● **WHAT YOU WILL DO**:
Count every line below in which "this" occurs, then give only the count.

● **RAW DATA**:
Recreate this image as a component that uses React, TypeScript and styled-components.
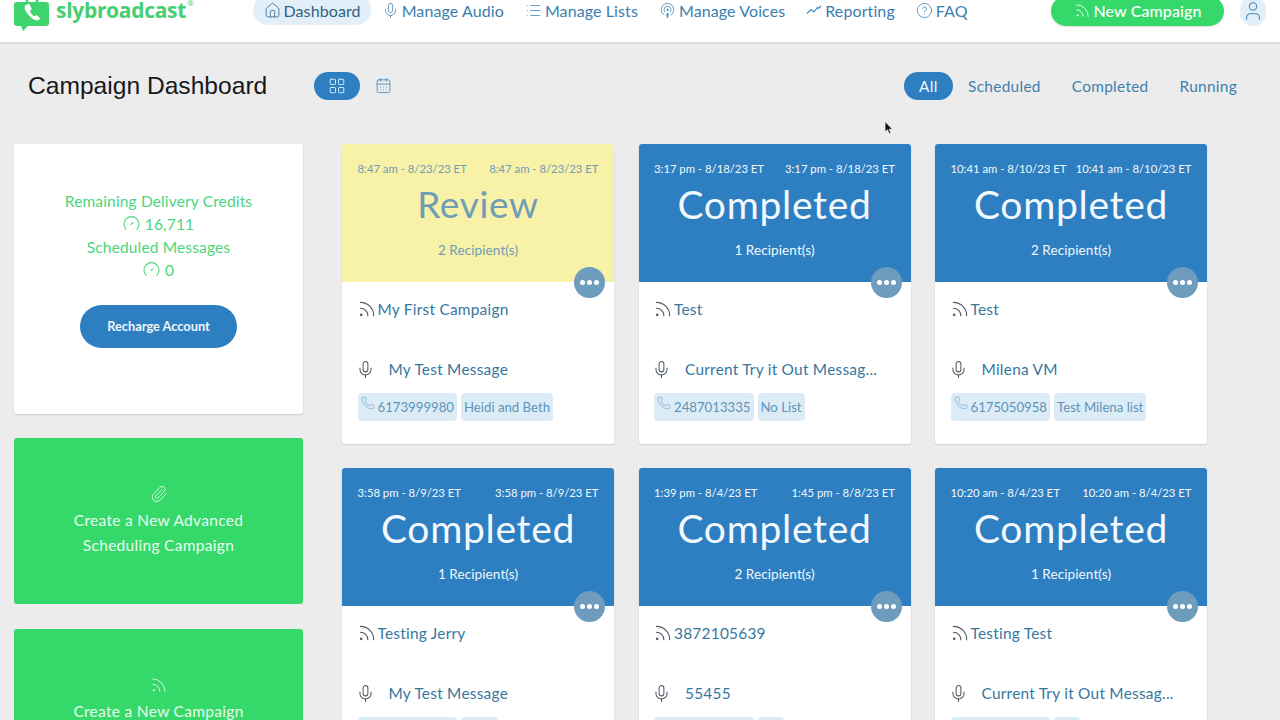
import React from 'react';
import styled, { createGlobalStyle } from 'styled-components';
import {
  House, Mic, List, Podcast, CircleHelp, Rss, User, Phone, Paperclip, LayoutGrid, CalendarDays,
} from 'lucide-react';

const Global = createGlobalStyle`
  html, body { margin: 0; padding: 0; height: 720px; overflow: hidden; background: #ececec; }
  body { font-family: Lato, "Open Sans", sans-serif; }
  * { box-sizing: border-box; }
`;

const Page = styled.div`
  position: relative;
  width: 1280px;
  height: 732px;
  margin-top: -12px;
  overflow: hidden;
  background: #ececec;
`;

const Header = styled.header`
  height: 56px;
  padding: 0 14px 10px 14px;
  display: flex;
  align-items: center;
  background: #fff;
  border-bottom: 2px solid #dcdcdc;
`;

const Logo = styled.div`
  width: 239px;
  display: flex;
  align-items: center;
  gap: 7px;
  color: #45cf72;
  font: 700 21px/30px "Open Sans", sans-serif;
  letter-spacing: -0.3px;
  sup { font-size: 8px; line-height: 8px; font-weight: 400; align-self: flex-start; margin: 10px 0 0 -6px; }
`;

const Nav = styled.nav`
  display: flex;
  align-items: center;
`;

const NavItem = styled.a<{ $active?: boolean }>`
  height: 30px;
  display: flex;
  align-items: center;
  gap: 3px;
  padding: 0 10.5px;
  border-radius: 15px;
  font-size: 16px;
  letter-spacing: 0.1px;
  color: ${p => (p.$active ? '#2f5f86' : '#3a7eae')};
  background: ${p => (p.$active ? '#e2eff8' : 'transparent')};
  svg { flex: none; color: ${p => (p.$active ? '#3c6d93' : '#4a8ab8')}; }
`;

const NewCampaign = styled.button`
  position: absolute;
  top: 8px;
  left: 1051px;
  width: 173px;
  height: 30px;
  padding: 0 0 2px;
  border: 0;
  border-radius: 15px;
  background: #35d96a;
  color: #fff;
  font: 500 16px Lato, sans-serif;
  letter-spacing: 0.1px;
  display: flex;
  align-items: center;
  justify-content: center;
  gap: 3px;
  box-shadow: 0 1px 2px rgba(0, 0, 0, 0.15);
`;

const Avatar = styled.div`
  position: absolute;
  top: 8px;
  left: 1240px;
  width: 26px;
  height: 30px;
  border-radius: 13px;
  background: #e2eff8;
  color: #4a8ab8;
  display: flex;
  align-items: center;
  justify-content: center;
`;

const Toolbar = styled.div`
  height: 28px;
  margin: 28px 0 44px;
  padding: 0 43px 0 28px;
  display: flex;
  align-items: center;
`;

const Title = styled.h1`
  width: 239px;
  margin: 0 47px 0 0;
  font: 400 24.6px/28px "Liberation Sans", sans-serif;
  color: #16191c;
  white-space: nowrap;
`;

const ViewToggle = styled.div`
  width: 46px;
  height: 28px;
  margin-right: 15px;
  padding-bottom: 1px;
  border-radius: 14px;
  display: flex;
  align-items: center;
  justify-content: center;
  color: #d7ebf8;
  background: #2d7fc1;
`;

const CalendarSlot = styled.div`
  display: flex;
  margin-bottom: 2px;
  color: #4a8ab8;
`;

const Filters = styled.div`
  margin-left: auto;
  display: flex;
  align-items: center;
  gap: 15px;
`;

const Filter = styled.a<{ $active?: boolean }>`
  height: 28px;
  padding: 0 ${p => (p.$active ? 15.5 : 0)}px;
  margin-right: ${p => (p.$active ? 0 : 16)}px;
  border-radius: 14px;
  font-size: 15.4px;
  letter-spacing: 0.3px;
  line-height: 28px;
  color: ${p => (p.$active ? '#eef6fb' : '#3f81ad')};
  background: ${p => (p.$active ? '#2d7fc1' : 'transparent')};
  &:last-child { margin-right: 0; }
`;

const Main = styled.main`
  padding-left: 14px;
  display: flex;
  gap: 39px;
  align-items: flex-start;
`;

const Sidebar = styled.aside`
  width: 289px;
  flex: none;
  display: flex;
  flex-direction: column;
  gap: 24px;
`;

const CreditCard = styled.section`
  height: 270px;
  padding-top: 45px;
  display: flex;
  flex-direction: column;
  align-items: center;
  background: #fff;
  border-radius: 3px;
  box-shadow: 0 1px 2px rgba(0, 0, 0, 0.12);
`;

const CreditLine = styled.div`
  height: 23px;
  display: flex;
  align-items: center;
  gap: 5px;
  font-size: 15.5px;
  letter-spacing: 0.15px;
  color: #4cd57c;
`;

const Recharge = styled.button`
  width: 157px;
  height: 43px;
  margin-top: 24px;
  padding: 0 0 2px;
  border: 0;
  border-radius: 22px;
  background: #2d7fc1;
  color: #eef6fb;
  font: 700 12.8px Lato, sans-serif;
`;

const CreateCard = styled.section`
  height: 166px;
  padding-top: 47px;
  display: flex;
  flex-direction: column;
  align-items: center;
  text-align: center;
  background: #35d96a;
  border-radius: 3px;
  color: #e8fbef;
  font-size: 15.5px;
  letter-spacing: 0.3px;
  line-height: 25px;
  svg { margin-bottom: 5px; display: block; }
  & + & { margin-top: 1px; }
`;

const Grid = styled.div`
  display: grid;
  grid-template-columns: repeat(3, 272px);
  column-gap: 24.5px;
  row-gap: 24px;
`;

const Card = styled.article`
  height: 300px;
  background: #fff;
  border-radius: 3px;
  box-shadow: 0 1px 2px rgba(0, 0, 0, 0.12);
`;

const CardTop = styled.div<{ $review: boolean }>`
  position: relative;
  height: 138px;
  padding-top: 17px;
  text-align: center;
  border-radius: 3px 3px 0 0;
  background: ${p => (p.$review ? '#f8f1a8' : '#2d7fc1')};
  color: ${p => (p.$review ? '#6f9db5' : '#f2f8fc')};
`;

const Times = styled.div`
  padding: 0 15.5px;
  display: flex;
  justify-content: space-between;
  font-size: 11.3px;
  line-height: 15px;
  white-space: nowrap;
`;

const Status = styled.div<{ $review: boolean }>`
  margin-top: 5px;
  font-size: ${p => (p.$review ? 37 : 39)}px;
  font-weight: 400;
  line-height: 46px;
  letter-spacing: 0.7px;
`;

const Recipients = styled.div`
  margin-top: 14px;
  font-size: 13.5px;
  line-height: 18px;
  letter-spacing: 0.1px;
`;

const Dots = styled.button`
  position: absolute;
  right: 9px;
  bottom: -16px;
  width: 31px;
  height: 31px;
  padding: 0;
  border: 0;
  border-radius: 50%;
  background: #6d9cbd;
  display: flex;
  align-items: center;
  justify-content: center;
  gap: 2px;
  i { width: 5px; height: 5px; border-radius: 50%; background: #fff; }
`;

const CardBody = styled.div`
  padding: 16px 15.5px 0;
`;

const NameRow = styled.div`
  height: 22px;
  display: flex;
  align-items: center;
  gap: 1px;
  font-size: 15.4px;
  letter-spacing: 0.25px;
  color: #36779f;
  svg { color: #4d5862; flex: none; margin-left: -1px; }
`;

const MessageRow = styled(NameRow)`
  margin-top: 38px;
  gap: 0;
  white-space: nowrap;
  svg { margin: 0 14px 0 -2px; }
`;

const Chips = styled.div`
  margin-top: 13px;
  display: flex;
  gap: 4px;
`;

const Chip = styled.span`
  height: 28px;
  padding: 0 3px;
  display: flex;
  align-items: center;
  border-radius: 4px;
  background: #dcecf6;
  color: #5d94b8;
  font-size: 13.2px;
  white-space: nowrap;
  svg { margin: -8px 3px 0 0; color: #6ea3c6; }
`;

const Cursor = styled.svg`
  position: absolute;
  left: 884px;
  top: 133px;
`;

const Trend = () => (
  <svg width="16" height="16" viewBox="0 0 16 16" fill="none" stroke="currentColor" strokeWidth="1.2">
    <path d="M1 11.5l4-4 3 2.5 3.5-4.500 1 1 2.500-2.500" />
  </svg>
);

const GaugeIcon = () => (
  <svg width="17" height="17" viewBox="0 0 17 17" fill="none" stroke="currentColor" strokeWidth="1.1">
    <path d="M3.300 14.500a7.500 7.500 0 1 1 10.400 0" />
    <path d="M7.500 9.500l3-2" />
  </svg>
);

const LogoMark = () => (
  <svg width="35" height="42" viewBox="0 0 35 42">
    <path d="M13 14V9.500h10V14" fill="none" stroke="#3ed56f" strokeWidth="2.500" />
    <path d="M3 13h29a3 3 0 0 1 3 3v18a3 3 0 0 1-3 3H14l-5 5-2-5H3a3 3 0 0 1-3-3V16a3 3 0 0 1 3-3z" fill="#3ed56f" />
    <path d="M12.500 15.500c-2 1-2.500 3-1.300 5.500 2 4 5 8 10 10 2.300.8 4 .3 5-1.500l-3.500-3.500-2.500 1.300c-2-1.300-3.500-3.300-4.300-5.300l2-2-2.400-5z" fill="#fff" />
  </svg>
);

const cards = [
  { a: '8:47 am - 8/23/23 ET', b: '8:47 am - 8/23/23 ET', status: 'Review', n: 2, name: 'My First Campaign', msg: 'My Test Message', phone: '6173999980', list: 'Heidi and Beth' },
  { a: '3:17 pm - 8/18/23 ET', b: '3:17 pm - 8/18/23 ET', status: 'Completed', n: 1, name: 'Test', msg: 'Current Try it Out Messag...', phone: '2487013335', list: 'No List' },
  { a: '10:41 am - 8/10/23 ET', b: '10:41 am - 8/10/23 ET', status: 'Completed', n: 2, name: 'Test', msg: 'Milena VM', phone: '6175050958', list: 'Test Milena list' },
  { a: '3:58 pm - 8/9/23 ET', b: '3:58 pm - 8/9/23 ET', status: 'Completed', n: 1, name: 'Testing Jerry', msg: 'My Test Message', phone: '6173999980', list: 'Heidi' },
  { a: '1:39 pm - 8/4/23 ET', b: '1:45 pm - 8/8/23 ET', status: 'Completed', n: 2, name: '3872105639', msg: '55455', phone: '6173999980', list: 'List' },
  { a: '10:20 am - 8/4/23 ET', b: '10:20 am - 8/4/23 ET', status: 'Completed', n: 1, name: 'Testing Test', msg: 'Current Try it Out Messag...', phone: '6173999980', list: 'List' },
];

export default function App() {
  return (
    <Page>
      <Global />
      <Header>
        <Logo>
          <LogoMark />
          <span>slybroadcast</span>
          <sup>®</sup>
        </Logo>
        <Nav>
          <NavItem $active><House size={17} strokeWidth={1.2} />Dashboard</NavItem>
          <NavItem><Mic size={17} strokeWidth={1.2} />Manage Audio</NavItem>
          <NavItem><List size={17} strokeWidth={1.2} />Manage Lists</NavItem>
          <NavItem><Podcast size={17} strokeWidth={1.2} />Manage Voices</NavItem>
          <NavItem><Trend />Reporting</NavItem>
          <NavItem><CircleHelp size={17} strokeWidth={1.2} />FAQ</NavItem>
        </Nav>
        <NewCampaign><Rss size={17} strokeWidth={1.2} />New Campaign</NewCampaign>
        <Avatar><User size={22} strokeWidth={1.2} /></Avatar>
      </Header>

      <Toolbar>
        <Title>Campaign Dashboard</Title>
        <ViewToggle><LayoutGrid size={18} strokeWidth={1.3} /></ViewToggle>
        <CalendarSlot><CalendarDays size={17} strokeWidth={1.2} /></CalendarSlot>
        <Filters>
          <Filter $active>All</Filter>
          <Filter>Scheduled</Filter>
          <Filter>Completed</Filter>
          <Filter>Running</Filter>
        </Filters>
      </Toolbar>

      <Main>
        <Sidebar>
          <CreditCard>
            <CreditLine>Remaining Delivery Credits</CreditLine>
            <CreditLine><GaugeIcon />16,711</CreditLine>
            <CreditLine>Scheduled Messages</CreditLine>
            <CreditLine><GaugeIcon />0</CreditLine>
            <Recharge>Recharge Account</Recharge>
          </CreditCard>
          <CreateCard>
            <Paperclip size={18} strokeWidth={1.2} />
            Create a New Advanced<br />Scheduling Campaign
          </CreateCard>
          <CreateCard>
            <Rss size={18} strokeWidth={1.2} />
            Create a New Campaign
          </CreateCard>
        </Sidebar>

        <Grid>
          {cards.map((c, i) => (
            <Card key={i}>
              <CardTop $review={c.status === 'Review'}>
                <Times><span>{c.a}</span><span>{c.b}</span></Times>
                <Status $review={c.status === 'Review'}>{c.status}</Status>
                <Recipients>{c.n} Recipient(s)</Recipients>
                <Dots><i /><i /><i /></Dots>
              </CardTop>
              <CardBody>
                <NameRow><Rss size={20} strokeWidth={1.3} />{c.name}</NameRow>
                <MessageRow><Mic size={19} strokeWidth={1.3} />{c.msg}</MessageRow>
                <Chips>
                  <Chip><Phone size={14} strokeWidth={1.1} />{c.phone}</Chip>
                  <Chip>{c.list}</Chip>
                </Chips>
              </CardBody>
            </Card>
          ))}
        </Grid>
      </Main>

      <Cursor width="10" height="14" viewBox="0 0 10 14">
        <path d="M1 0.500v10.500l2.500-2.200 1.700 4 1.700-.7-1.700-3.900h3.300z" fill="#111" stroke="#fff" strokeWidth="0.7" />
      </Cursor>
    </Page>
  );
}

...

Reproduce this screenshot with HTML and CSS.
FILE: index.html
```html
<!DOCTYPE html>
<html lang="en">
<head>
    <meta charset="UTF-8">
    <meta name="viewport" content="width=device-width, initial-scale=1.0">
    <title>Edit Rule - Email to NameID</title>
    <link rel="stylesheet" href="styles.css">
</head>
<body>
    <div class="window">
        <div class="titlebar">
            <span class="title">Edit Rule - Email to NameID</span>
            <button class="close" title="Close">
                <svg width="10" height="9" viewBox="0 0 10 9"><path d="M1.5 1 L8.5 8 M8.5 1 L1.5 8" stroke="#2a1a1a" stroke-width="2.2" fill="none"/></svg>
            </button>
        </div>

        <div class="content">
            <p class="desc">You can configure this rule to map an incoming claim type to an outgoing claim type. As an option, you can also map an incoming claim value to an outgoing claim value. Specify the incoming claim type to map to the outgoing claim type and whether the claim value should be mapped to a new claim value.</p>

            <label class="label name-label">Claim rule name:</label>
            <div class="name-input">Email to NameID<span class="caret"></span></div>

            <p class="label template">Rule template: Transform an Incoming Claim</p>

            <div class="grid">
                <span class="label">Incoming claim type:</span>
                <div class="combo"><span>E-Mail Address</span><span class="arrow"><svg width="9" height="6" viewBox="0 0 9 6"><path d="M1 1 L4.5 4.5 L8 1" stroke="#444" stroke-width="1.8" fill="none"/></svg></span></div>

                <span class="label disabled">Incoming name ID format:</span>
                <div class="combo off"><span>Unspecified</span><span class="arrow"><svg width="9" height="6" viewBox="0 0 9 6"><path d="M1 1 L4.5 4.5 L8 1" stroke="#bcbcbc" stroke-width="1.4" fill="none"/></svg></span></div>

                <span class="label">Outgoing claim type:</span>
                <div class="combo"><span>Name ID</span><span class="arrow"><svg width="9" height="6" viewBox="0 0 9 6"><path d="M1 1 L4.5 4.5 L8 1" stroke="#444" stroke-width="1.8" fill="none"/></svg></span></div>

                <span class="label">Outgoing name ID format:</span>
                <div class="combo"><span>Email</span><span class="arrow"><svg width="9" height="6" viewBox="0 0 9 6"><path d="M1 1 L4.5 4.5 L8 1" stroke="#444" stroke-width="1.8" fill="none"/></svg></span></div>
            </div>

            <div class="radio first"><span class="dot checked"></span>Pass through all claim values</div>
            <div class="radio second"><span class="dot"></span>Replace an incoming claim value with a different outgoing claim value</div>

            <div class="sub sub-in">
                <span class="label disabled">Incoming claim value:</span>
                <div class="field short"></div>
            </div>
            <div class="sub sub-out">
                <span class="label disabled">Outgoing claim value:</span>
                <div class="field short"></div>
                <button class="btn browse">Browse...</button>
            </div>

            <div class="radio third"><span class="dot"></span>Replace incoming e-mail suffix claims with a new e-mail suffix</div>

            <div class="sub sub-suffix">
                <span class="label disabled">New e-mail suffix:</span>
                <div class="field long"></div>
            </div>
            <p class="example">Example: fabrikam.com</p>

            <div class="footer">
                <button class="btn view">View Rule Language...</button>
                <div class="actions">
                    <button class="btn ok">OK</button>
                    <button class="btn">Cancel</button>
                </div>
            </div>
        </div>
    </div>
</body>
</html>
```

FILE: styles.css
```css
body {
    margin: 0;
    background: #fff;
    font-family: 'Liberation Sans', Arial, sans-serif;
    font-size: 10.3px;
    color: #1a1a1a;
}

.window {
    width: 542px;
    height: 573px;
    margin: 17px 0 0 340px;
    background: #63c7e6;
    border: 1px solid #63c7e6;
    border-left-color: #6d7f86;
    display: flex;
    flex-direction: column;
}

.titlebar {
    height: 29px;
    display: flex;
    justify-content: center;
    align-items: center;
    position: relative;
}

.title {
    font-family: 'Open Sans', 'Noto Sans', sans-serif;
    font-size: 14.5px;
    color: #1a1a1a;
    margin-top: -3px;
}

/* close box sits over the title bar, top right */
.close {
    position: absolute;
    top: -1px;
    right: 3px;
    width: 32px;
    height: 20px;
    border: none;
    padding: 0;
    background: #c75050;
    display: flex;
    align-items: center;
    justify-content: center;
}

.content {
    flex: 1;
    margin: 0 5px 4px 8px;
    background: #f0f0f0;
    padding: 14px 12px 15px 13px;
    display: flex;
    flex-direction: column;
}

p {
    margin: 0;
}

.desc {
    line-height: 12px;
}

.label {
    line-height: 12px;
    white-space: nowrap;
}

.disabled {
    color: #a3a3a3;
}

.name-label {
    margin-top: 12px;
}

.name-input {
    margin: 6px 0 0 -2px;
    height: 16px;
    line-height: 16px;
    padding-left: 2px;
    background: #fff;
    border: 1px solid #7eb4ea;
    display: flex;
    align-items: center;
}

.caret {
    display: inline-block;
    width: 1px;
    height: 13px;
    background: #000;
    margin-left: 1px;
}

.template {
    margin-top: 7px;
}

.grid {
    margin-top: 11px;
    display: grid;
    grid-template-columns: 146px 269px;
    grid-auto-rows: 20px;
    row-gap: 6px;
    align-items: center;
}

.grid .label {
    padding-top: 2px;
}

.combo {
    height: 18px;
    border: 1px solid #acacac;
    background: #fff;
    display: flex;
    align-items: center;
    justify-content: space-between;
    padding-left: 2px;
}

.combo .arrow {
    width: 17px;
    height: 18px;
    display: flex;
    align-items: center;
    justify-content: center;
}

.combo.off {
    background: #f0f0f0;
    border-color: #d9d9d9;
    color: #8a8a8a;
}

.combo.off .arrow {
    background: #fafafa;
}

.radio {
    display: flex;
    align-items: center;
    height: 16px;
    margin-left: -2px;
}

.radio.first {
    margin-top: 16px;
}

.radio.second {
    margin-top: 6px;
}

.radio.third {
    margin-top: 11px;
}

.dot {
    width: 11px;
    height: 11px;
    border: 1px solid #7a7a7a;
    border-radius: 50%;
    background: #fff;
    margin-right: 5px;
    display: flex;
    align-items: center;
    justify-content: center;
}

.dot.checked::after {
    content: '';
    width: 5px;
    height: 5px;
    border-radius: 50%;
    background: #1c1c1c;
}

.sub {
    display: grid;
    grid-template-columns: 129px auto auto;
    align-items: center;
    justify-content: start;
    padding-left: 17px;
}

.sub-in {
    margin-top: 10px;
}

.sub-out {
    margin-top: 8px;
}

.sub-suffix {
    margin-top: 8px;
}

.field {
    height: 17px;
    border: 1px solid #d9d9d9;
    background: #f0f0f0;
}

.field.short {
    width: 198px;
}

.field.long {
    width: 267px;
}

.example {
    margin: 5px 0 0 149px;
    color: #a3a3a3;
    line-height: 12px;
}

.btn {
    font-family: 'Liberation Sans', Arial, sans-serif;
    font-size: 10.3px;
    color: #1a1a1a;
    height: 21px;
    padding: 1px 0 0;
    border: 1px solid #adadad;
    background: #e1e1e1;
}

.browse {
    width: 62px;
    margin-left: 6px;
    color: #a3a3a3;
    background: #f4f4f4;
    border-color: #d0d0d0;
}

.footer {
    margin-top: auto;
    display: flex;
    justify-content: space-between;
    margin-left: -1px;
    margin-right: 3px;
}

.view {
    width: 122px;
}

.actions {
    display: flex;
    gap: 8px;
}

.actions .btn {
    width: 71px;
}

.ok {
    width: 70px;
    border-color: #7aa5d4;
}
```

● **FULL OUTPUT**:
3